Pete Rademacher (born 1929) is a former boxer who made boxing history in an most unconventional way.

 

After winning the gold medal at the 1956 Olympics in the Light Heavyweight division, Rademacher started saying that he would be able to become world Heavyweight champion in his first professional fight. He made his belief public and was able to lure world Heavyweight champion Floyd Patterson into defending his crown against the debutant Rademacher. Rademacher quickly became a mainstream celebrity, being the subject of television talk show talk, and of much gossip around boxing magazines, fans and critics. It was the first time that a fighter making his professional debut challenges for a world crown, and it remains the first time a debutant fights for the world Heavyweight title.

Rademacher dropped Patterson in round two, but Patterson recovered and defeated him by a knockout in six.

Rademacher later on went on to fight people like future Muhammad Ali challenger Zora Folley, Brian London, George Chuvalo, Lamar Parks and the former world Light Heavyweight champion, Archie Moore. He lost to Moore, Folley and London but beat Chuvalo and Parks.

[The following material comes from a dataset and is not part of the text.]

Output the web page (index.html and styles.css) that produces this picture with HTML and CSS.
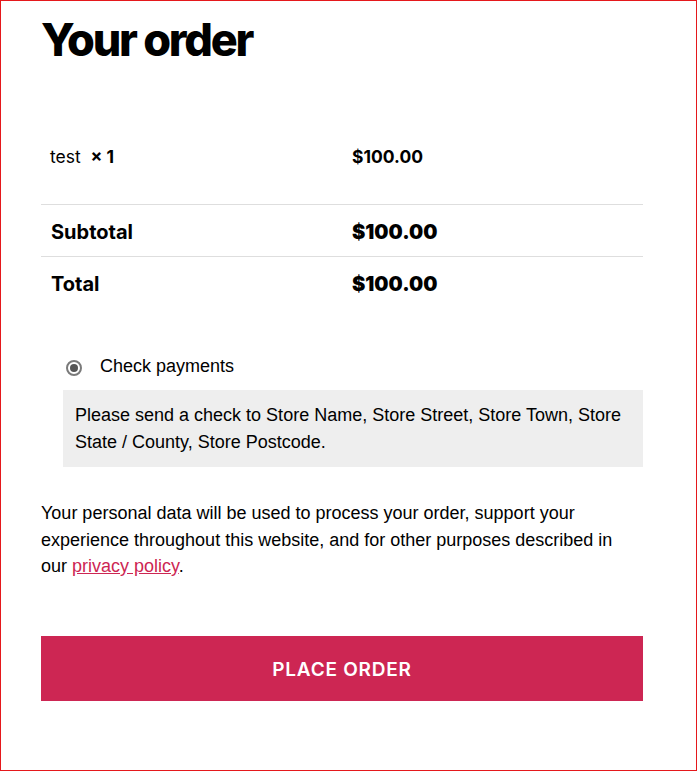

He had mixed success during the rest of his career, winning about 66 percent of his bouts, but he was never able to achieve the boxing goals he had set for himself, and eventually he retired with a record of 15 wins, 7 losses and 1 draw, with 8 wins by knockout.

After retirement, he went into business, and once, after a fight by Patterson in Rademacher’s hometown, Patterson and Rademacher had lunch and Patterson asked about a job on the place Rademacher worked at. After Rademacher gave Patterson a spot on the company’s training roster, Patterson quit, because he did not want to relocate his family to Boston, a requisite during the company training period.

Rademacher was named, in 1989, President of a division in the company he worked for. In 1996, he and his two daughters helped carry the Olympic torch around the streets of Cleveland, Ohio.